Credit card interest is uniquely punishing for two reasons. The rates are the highest most households ever pay (the Federal Reserve's G.19 data has shown average card rates running above 20% in recent years), and the interest compounds against you daily. At 21.99% APR, your card charges roughly 0.06% per day. On a $6,000 balance that is about $3.60 a day, around $110 a month, before a single dollar of your payment touches principal.
That is the treadmill. A $200 payment on that balance is really a $90 payment, because $110 of it is just feeding the interest meter. This is why people pay faithfully for years and feel like the balance never moves: most of the payment was never going to the balance in the first place.
And the minimum payment is engineered to keep it that way. Minimums are typically set near the interest charge plus a sliver of principal (a common formula is interest plus 1% of the balance, with a floor around $25). Run that formula on a $6,000 balance at 21.99% and the payoff stretches to roughly two decades with total interest approaching the size of the original debt. The card is not malfunctioning when that happens. That is the product.
Now the good news, which is just the same math pointed the other direction. Because the interest meter runs on your balance, every extra dollar of payment does double work: it retires principal and it shrinks every future month's interest charge. Small payment increases produce outsized results.
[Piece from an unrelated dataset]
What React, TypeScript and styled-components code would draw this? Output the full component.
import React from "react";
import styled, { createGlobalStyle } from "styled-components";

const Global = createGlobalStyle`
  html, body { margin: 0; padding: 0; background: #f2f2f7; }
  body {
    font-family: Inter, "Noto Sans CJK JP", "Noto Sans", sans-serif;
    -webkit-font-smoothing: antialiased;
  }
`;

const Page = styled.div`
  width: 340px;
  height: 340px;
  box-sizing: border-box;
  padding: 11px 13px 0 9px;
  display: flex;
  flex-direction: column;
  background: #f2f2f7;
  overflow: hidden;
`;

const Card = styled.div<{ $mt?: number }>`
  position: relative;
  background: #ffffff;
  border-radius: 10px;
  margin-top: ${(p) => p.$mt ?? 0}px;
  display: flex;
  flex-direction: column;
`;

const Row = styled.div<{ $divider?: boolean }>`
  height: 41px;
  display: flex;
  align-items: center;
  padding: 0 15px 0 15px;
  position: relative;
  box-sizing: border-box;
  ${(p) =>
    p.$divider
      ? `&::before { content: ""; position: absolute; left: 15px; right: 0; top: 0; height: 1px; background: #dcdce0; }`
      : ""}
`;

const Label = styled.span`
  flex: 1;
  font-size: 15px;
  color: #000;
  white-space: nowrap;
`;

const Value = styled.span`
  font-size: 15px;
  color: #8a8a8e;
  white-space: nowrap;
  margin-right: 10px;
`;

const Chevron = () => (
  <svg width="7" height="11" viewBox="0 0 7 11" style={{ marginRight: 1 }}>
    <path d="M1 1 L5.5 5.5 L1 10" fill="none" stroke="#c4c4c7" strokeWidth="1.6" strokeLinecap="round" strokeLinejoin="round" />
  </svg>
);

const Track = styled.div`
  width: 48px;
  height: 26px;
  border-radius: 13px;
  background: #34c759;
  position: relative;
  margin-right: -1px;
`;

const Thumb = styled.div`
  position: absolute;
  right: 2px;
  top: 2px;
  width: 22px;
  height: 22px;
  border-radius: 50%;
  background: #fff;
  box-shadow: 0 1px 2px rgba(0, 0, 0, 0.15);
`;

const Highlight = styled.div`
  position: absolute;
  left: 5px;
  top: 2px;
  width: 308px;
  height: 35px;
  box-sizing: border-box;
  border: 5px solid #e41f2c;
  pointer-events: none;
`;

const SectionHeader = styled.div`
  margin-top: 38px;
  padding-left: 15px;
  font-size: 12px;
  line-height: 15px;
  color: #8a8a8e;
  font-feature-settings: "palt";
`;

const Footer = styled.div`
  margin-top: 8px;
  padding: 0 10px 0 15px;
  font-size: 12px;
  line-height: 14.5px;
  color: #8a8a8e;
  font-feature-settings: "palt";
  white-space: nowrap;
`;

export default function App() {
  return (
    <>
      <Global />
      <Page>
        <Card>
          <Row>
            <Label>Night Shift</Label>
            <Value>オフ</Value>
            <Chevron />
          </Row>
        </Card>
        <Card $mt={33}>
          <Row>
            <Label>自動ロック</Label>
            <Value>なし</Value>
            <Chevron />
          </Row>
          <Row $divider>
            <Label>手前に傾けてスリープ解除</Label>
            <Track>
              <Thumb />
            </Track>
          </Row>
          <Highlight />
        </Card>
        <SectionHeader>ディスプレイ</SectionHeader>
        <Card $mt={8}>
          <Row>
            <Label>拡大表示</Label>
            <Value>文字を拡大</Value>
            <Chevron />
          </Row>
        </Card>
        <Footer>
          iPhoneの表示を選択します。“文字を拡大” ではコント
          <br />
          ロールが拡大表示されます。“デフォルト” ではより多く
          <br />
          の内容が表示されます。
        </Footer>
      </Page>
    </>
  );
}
On that $6,000 balance at 21.99% APR, here is what different fixed monthly payments do (figures from the standard amortization formula, rounded):
Read that list again. Going from $200 to $500 does not just finish three times faster; it deletes nearly $2,000 of interest. Now run your own balance through it:
If the payment that makes your timeline acceptable looks impossible right now, hold that thought. The next two sections are about lowering the rate and finding the money.
Most people pick a payment by feel. There is a better way: pick the finish date first and let the date set the payment. For card-level interest rates (around 22%) and payoff horizons of one to two years, a simple rule of thumb gets you within a few dollars of the exact amortization math: monthly payment equals the balance divided by your target number of months, plus about 1% of the balance to cover the interest.
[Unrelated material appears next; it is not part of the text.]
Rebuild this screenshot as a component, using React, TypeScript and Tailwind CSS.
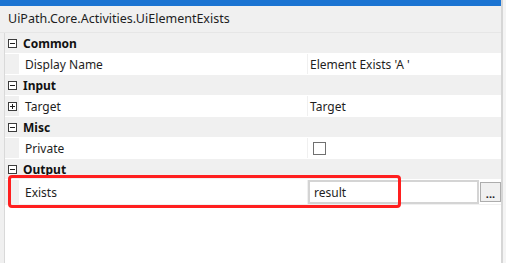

Test it on our $6,000 example. Want to be done in 18 months? $6,000 divided by 18 is $333, plus 1% of the balance ($60) gives $393. The exact amortized payment is $394. Want 12 months? $500 plus $60 is $560, against an exact answer of about $562. Want 24 months? $250 plus $60 is $310, against an exact $311. The rule works because at card rates, interest costs you roughly 1% of the balance per month early in the schedule, and the slight overshoot later on finishes the job right on time.
The point of the rule is psychological as much as mathematical. A payment derived from a finish date turns the question from how much can I spare, which invites the minimum, into when do I want my life back, which invites a real number. Pick the date, compute the payment, and if the payment is unworkable, push the date out deliberately instead of drifting.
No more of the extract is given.